Figure 9: Docking of protoporphyrin IX with Fe in Pn3.4770.

With the Pn3.4770 protein and the best docked pose of protoporphyrin IX with Fe as a complex, molecular docking using Vina was carried out for ferulic acid, resulting in nine different conformations. The docked positions of ferulic acid in the receptor structure interacted with several amino acid residues of the protein, such as Leu 307, Leu 308, and Val 379, which are part of the conserved domain for the active site of the enzyme.

Figure 10: Docking of ferulic acid in Pn3.4770.

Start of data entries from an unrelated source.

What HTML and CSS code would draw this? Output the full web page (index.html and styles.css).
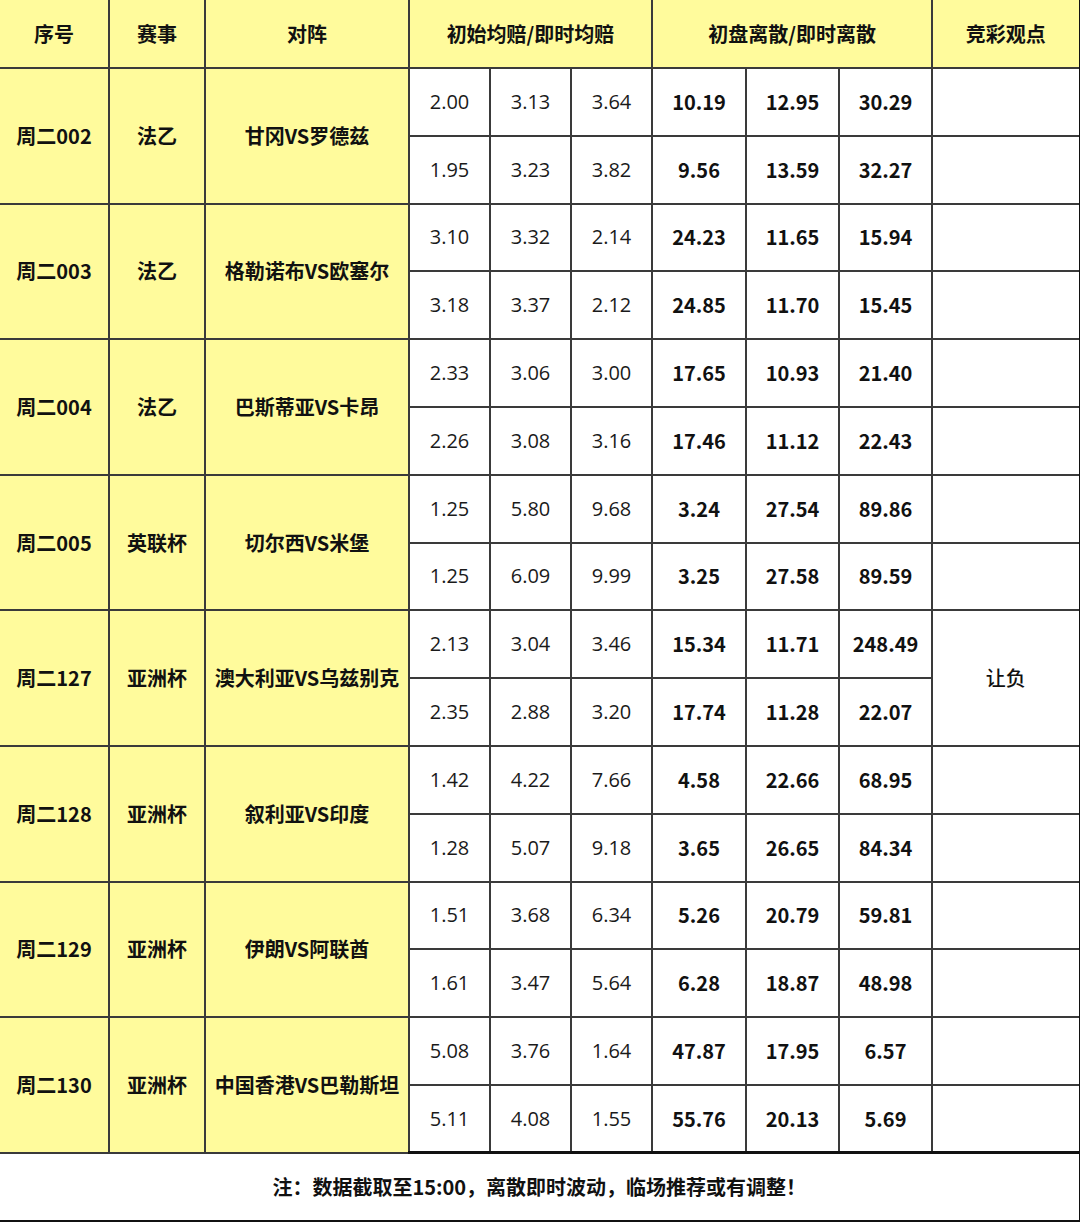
FILE: index.html
```html
<!DOCTYPE html>
<html lang="zh-CN">
<head>
<meta charset="utf-8">
<title>竞彩离散</title>
<link rel="stylesheet" href="styles.css">
</head>
<body>
<table class="sheet">
  <colgroup>
    <col class="c-no"><col class="c-lg"><col class="c-match">
    <col class="c-odd"><col class="c-odd"><col class="c-odd">
    <col class="c-d1"><col class="c-d2"><col class="c-d3"><col class="c-view">
  </colgroup>
  <thead>
    <tr class="head">
      <th class="first">序号</th><th>赛事</th><th>对阵</th>
      <th colspan="3">初始均赔/即时均赔</th>
      <th colspan="3">初盘离散/即时离散</th>
      <th class="v">竞彩观点</th>
    </tr>
  </thead>
  <tbody>
    <tr class="r"><td rowspan="2" class="y first">周二002</td><td rowspan="2" class="y">法乙</td><td rowspan="2" class="y">甘冈VS罗德兹</td><td class="n">2.00</td><td class="n">3.13</td><td class="n">3.64</td><td class="b">10.19</td><td class="b">12.95</td><td class="b">30.29</td><td class="v"></td></tr>
    <tr class="r"><td class="n">1.95</td><td class="n">3.23</td><td class="n">3.82</td><td class="b">9.56</td><td class="b">13.59</td><td class="b">32.27</td><td class="v"></td></tr>

    <tr class="r"><td rowspan="2" class="y first">周二003</td><td rowspan="2" class="y">法乙</td><td rowspan="2" class="y">格勒诺布VS欧塞尔</td><td class="n">3.10</td><td class="n">3.32</td><td class="n">2.14</td><td class="b">24.23</td><td class="b">11.65</td><td class="b">15.94</td><td class="v"></td></tr>
    <tr class="r"><td class="n">3.18</td><td class="n">3.37</td><td class="n">2.12</td><td class="b">24.85</td><td class="b">11.70</td><td class="b">15.45</td><td class="v"></td></tr>

    <tr class="r"><td rowspan="2" class="y first">周二004</td><td rowspan="2" class="y">法乙</td><td rowspan="2" class="y">巴斯蒂亚VS卡昂</td><td class="n">2.33</td><td class="n">3.06</td><td class="n">3.00</td><td class="b">17.65</td><td class="b">10.93</td><td class="b">21.40</td><td class="v"></td></tr>
    <tr class="r"><td class="n">2.26</td><td class="n">3.08</td><td class="n">3.16</td><td class="b">17.46</td><td class="b">11.12</td><td class="b">22.43</td><td class="v"></td></tr>

    <tr class="r"><td rowspan="2" class="y first">周二005</td><td rowspan="2" class="y">英联杯</td><td rowspan="2" class="y">切尔西VS米堡</td><td class="n">1.25</td><td class="n">5.80</td><td class="n">9.68</td><td class="b">3.24</td><td class="b">27.54</td><td class="b">89.86</td><td class="v"></td></tr>
    <tr class="r"><td class="n">1.25</td><td class="n">6.09</td><td class="n">9.99</td><td class="b">3.25</td><td class="b">27.58</td><td class="b">89.59</td><td class="v"></td></tr>

    <tr class="r"><td rowspan="2" class="y first">周二127</td><td rowspan="2" class="y">亚洲杯</td><td rowspan="2" class="y">澳大利亚VS乌兹别克</td><td class="n">2.13</td><td class="n">3.04</td><td class="n">3.46</td><td class="b">15.34</td><td class="b">11.71</td><td class="b">248.49</td><td rowspan="2" class="v pick">让负</td></tr>
    <tr class="r"><td class="n">2.35</td><td class="n">2.88</td><td class="n">3.20</td><td class="b">17.74</td><td class="b">11.28</td><td class="b">22.07</td></tr>

    <tr class="r"><td rowspan="2" class="y first">周二128</td><td rowspan="2" class="y">亚洲杯</td><td rowspan="2" class="y">叙利亚VS印度</td><td class="n">1.42</td><td class="n">4.22</td><td class="n">7.66</td><td class="b">4.58</td><td class="b">22.66</td><td class="b">68.95</td><td class="v"></td></tr>
    <tr class="r"><td class="n">1.28</td><td class="n">5.07</td><td class="n">9.18</td><td class="b">3.65</td><td class="b">26.65</td><td class="b">84.34</td><td class="v"></td></tr>

    <tr class="r"><td rowspan="2" class="y first">周二129</td><td rowspan="2" class="y">亚洲杯</td><td rowspan="2" class="y">伊朗VS阿联酋</td><td class="n">1.51</td><td class="n">3.68</td><td class="n">6.34</td><td class="b">5.26</td><td class="b">20.79</td><td class="b">59.81</td><td class="v"></td></tr>
    <tr class="r"><td class="n">1.61</td><td class="n">3.47</td><td class="n">5.64</td><td class="b">6.28</td><td class="b">18.87</td><td class="b">48.98</td><td class="v"></td></tr>

    <tr class="r"><td rowspan="2" class="y first">周二130</td><td rowspan="2" class="y">亚洲杯</td><td rowspan="2" class="y">中国香港VS巴勒斯坦</td><td class="n">5.08</td><td class="n">3.76</td><td class="n">1.64</td><td class="b">47.87</td><td class="b">17.95</td><td class="b">6.57</td><td class="v"></td></tr>
    <tr class="r last"><td class="n">5.11</td><td class="n">4.08</td><td class="n">1.55</td><td class="b">55.76</td><td class="b">20.13</td><td class="b">5.69</td><td class="v"></td></tr>
  </tbody>
  <tfoot>
    <tr class="foot"><td colspan="10" class="first">注：数据截取至15:00，离散即时波动，临场推荐或有调整！</td></tr>
  </tfoot>
</table>
</body>
</html>
```

FILE: styles.css
```css
html, body {
  margin: 0;
  padding: 0;
  background: #ffffff;
}

.sheet {
  width: 1079px;
  table-layout: fixed;
  border-collapse: collapse;
  font-family: "Noto Sans CJK SC", "Noto Sans", sans-serif;
  color: #111;
}

.c-no { width: 109px; }
.c-lg { width: 96px; }
.c-match { width: 204px; }
.c-odd { width: 81px; }
.c-d1 { width: 94px; }
.c-d2 { width: 93px; }
.c-d3 { width: 93px; }
.c-view { width: 148px; }

.sheet th,
.sheet td {
  border: 2px solid #3a3a3a;
  padding: 0;
  text-align: center;
  vertical-align: middle;
  font-size: 20px;
  line-height: 1;
}

.sheet .first { border-left: none; }
.sheet .v { border-right: 3px solid #111; }
.sheet thead th { border-top: none; }

.head th {
  height: 67px;
  background: #fffb9c;
  font-weight: 700;
}

.r { height: 67.8px; }

.y {
  background: #fffb9c;
  font-weight: 700;
}

.n {
  font-family: "Open Sans", "Noto Sans", sans-serif;
  font-weight: 400;
  color: #1a1a1a;
  font-size: 19px;
}

.b {
  font-weight: 700;
  color: #111;
}

.v {
  background: #fff;
}

.head .v {
  background: #fffb9c;
}

.pick {
  font-weight: 500;
}

.last td { border-bottom: 3px solid #111; }

.foot td {
  height: 66px;
  font-weight: 700;
  font-size: 20px;
  border-bottom: 3px solid #111;
  border-right: 3px solid #111;
}
```
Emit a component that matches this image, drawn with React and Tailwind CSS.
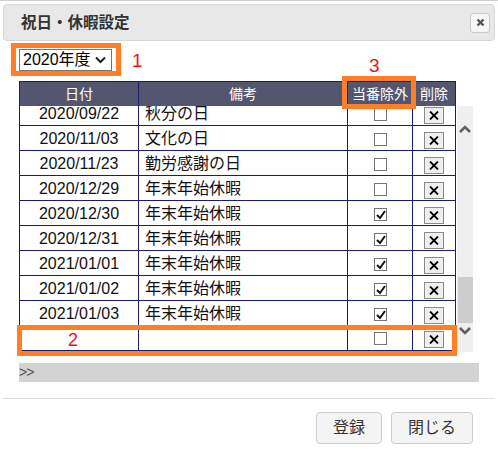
import React from 'react';

const rows = [
  { date: '2020/09/22', note: '秋分の日', checked: false },
  { date: '2020/11/03', note: '文化の日', checked: false },
  { date: '2020/11/23', note: '勤労感謝の日', checked: false },
  { date: '2020/12/29', note: '年末年始休暇', checked: false },
  { date: '2020/12/30', note: '年末年始休暇', checked: true },
  { date: '2020/12/31', note: '年末年始休暇', checked: true },
  { date: '2021/01/01', note: '年末年始休暇', checked: true },
  { date: '2021/01/02', note: '年末年始休暇', checked: true },
  { date: '2021/01/03', note: '年末年始休暇', checked: true },
  { date: '', note: '', checked: false },
];

const CheckBox = ({ checked }) => (
  <div className="w-[13px] h-[13px] border border-[#767676] bg-white relative">
    {checked && (
      <svg width="12" height="12" viewBox="0 0 12 12" className="absolute left-0 top-0">
        <polyline points="2,6 5,9 10,2" fill="none" stroke="#111" strokeWidth="2" />
      </svg>
    )}
  </div>
);

const DeleteButton = () => (
  <div className="w-[20px] h-[17px] bg-[#efefef] border border-[#8a8a8a] flex items-center justify-center">
    <svg width="10" height="9" viewBox="0 0 10 9">
      <path d="M1 0.5 L9 8.5 M9 0.5 L1 8.5" stroke="#000" strokeWidth="1.8" />
    </svg>
  </div>
);

const Chevron = ({ up }) => (
  <svg width="12" height="8" viewBox="0 0 12 8">
    <polyline
      points={up ? '1,7 6,2 11,7' : '1,1 6,6 11,1'}
      fill="none"
      stroke="#606060"
      strokeWidth="2.6"
    />
  </svg>
);

const App = () => {
  return (
    <div
      className="relative w-[498px] h-[450px] bg-white border-t border-[#cfcfcf] text-[#222]"
      style={{ fontFamily: '"Liberation Sans", "Noto Sans CJK JP", sans-serif' }}
    >
      {/* TITLE BAR */}
      <div className="mx-[3px] mt-[3px] h-[37px] bg-[#e8e8e8] border border-[#d8d8d8] rounded-[4px] flex items-center justify-between pl-[17px] pr-[4px]">
        <h2 className="text-[15.5px] font-bold text-[#333]">祝日・休暇設定</h2>
        <button className="w-[20px] h-[20px] bg-[#f6f6f6] border border-[#c8c8c8] rounded-[3px] flex items-center justify-center">
          <svg width="9" height="9" viewBox="0 0 9 9">
            <path d="M1.5 1.5 L7.5 7.5 M7.5 1.5 L1.5 7.5" stroke="#555" strokeWidth="2.4" />
          </svg>
        </button>
      </div>

      {/* YEAR SELECT */}
      <div className="ml-[19px] mt-[8px] flex items-center">
        <div className="w-[93px] h-[22px] border border-[#767676] bg-white flex items-center justify-between pl-[3px] pr-[5px] text-[16px] text-black">
          <span>2020年度</span>
          <svg width="11" height="8" viewBox="0 0 11 8">
            <polyline points="1,1.5 5.5,6 10,1.5" fill="none" stroke="#222" strokeWidth="2" />
          </svg>
        </div>
        <span className="ml-[20px] text-[19px] text-[#e8141c] leading-none">1</span>
      </div>

      {/* TABLE */}
      <div className="ml-[19px] mt-[10px]">
        <div className="w-[437px] h-[25px] bg-[#545670] border-t border-[#1c1c6c] grid grid-cols-[119px_209px_65px_44px] text-white text-[14px]">
          <div className="border-l border-[#1c1c6c] flex items-center justify-center">日付</div>
          <div className="border-l border-[#1c1c6c] flex items-center justify-center">備考</div>
          <div className="border-l border-[#1c1c6c] flex items-center justify-center">当番除外</div>
          <div className="border-l border-r border-[#1c1c6c] flex items-center justify-center">削除</div>
        </div>

        <div className="flex">
          <div className="w-[437px] h-[246px] overflow-hidden">
            <div className="mt-[-5px]">
              {rows.map((r, i) => (
                <div
                  key={i}
                  className="h-[25px] border-b border-[#1c1c6c] grid grid-cols-[119px_209px_65px_44px] text-[16px] text-[#111]"
                >
                  <div className="border-l border-[#1c1c6c] flex items-center justify-center pt-[1px]">{r.date}</div>
                  <div className="border-l border-[#1c1c6c] flex items-center pl-[6px] pt-[1px]">{r.note}</div>
                  <div className="border-l border-[#1c1c6c] flex items-center justify-center pt-[1px]">
                    <CheckBox checked={r.checked} />
                  </div>
                  <div className="border-l border-r border-[#1c1c6c] flex items-center justify-center pt-[3px]">
                    <DeleteButton />
                  </div>
                </div>
              ))}
            </div>
          </div>

          {/* SCROLLBAR */}
          <div className="ml-[1px] w-[16px] h-[246px] bg-[#efefef] flex flex-col items-center">
            <div className="mt-[19px]">
              <Chevron up />
            </div>
            <div className="mt-[144px] w-[15px] h-[46px] bg-[#cdcdcd]" />
            <div className="mt-[4px]">
              <Chevron />
            </div>
          </div>
        </div>

        <div className="mt-[11px] w-[460px] h-[19px] bg-[#d3d3d3] flex items-center text-[14px] text-[#555] tracking-[-1px]">
          &gt;&gt;
        </div>
      </div>

      {/* FOOTER */}
      <div className="mx-[3px] mt-[16px] border-t border-[#dedede]" />
      <div className="mt-[13px] flex justify-end gap-[9px] pr-[25px]">
        <button className="h-[32px] px-[16px] bg-[#f4f4f4] border border-[#cccccc] rounded-[4px] text-[16px] text-[#333]">登録</button>
        <button className="h-[32px] px-[16px] bg-[#f4f4f4] border border-[#cccccc] rounded-[4px] text-[16px] text-[#333]">閉じる</button>
      </div>

      {/* ANNOTATIONS */}
      <div className="absolute left-[11px] top-[42px] w-[110px] h-[33px] border-[5px] border-[#ff7f27]" />
      <div className="absolute left-[342px] top-[75px] w-[74px] h-[33px] border-[5px] border-[#ff7f27]" />
      <span className="absolute left-[369px] top-[55px] text-[19px] text-[#e8141c] leading-none">3</span>
      <div className="absolute left-[17px] top-[324px] w-[440px] h-[31px] border-[5px] border-[#ff7f27]" />
      <span className="absolute left-[68px] top-[330px] text-[18px] text-[#e8141c] leading-none">2</span>
    </div>
  );
};

export default App;
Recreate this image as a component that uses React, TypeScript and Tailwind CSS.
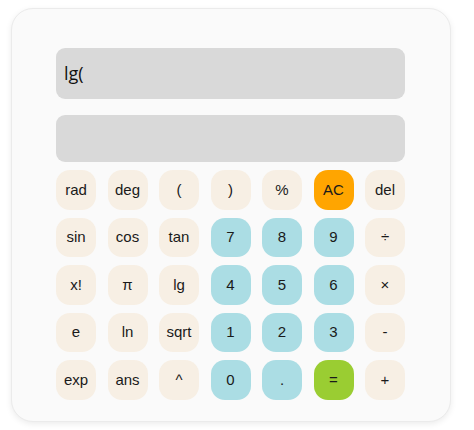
import React from 'react';

type Kind = 'fn' | 'num' | 'ac' | 'eq';

const KEYS: [string, Kind][] = [
  ['rad', 'fn'], ['deg', 'fn'], ['(', 'fn'], [')', 'fn'], ['%', 'fn'], ['AC', 'ac'], ['del', 'fn'],
  ['sin', 'fn'], ['cos', 'fn'], ['tan', 'fn'], ['7', 'num'], ['8', 'num'], ['9', 'num'], ['÷', 'fn'],
  ['x!', 'fn'], ['π', 'fn'], ['lg', 'fn'], ['4', 'num'], ['5', 'num'], ['6', 'num'], ['×', 'fn'],
  ['e', 'fn'], ['ln', 'fn'], ['sqrt', 'fn'], ['1', 'num'], ['2', 'num'], ['3', 'num'], ['-', 'fn'],
  ['exp', 'fn'], ['ans', 'fn'], ['^', 'fn'], ['0', 'num'], ['.', 'num'], ['=', 'eq'], ['+', 'fn'],
];

const KIND_CLASS: Record<Kind, string> = {
  fn: 'bg-[#f7efe4]',
  num: 'bg-[#abdde4]',
  ac: 'bg-[#ffa500]',
  eq: 'bg-[#9acd32]',
};

export default function App() {
  return (
    <div className="w-[474px] h-[430px] bg-white pt-2 pl-[11px]">
      <div className="w-[440px] h-[414px] rounded-[22px] bg-[#fafafa] border border-[#ebebeb] shadow-[0_2px_6px_rgba(0,0,0,0.08)] pt-[39px] pl-[44px]">
        <div className="w-[349px] flex flex-col">
          <div className="h-[51px] rounded-[9px] bg-[#d9d9d9] flex items-center px-2 text-[18px] text-[#111] font-['Open_Sans',sans-serif]">
            lg(
          </div>
          <div className="h-[47px] mt-4 rounded-[9px] bg-[#d9d9d9]" />
          <div className="grid grid-cols-7 gap-x-[11.5px] gap-y-[8px] mt-2">
            {KEYS.map(([label, kind]) => (
              <button
                key={label}
                className={`h-[39.5px] rounded-[14px] flex items-center justify-center text-[15px] text-[#1a1a1a] font-['Liberation_Sans',Arial,sans-serif] ${KIND_CLASS[kind]}`}
              >
                {label}
              </button>
            ))}
          </div>
        </div>
      </div>
    </div>
  );
}
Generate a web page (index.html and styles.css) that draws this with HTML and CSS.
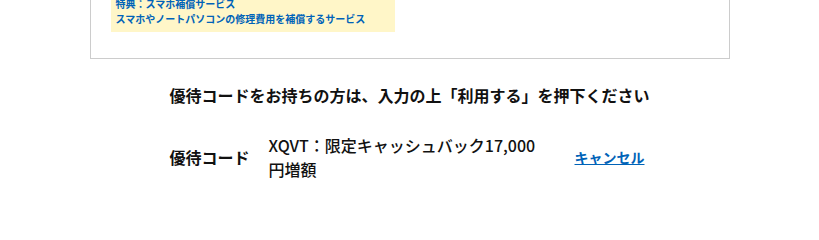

The results show that interactions between ferulic acid and the Fe atom of protoporphyrin IX occur primarily on the propanoid tail rather than the 4-hydroxy-3-methoxyphenyl region, suggesting that this enzyme may have limited activity with ferulic acid as a substrate.

References

Altschul, S. F., et al. (1997). Gapped BLAST and PSI-BLAST: a new generation of protein database search programs. Nucleic Acids Research, 25(17), 3389–3402.
Altschul, S. F., et al. (2005). Protein database searches using compositionally adjusted substitution matrices. The FEBS Journal, 272(20), 5101–5109.
Anders, S., et al. (2012). Detecting differential usage of exons from RNA-seq data. Nature Precedings, 1–1.
Aramaki, T., et al. (2020). KofamKOALA: KEGG ortholog assignment based on profile HMM and adaptive score threshold. Bioinformatics, 36(7), 2251–2252.
Bertoni, M., et al. (2017). Modeling protein quaternary structure of homo-and hetero-oligomers beyond binary interactions by homology. Scientific Reports, 7(1), 1–15.
Community, T. G. (2022). The Galaxy platform for accessible, reproducible, and collaborative biomedical analyses: 2022 update. Nucleic Acids Research, 50(W1), W345.
Dobin, A., et al. (2013). STAR: ultrafast universal RNA-seq aligner. Bioinformatics, 29(1), 15–21.
Eberhardt, J., et al. (2021). AutoDock Vina 1.2.0: new docking methods, expanded force field, and Python bindings. Journal of Chemical Information and Modeling, 61(8), 3891–3898.
Edgar, R. C. (2004). MUSCLE: multiple sequence alignment with high accuracy and high throughput. Nucleic Acids Research, 32(5), 1792–1797.
Goddard, T. D., et al. (2018). UCSF ChimeraX: meeting modern challenges in visualization and analysis. Protein Science, 27(1), 14–25.
Waterhouse, A., et al. (2018). SWISS-MODEL: homology modelling of protein structures and complexes. Nucleic Acids Research, 46(W1), W296–W303.
Zubieta, C., et al. (2002). Structural basis for the modulation of lignin monomer methylation by caffeic acid/5-hydroxyferulic acid 3/5-O-methyltransferase. The Plant Cell, 14(6), 1265–1277.